Taxable income for personal income tax (IRPF) purposes
We will calculate the taxable base by applying 20% per year on the cost or value of the vehicle. Modulated by the percentage of availability for private use.
Examples of application of the Taxable Base
In order to make its interpretation easier, we are going to introduce a series of examples showing how the rule should be applied. And so that the taxation of company cars can be seen more clearly.
A company acquires a vehicle for its business that is used by its employees only during the working day
This would be a case where the general rule would apply:
- Mixed vehicle. VAT deductible at 100%.
- Tourism. VAT deductible at 50% unless a different percentage can be justified.

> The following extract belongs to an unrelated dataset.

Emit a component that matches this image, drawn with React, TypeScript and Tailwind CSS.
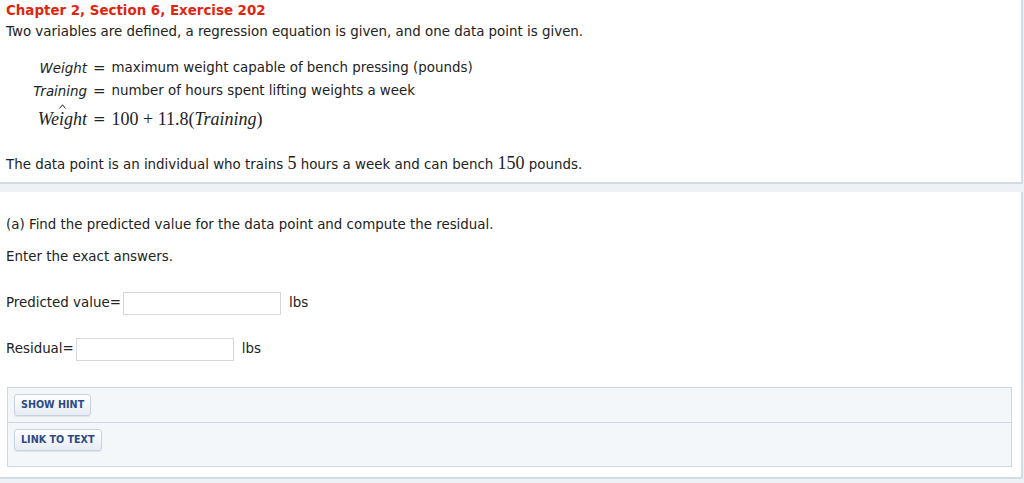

A company that acquires a vehicle that it lends to an employee for use outside his working day
In this case we would have two possibilities:
IF the employee waives part of his salary in exchange for being able to enjoy the use of the vehicle, it would be considered an onerous assignment. In this way, the company will have to charge VAT to its employee, and in turn will be able to deduct 100% of the VAT incurred in its acquisition.
If the employee enjoys the use of the vehicle, but it does not have repercussion in his salary, we will be in front of a gratuitous cession. In this case, we will apply the general 50% allocation rule. However, it is here where the AEAT considers that its new criterion of availability for private use should be applied. As mentioned above, a percentage will be determined according to the hours established in the applicable agreement. Thus, the percentage calculated must be applied to the original 50%, which will reduce it.
As already stated, the AEAT has not provided much clarity as to the application of this new criterion regarding the taxation of company cars. However, this is how we understand it from Arrabe Integra, and we will remain attentive to inform you about any progress in the application of this new criterion.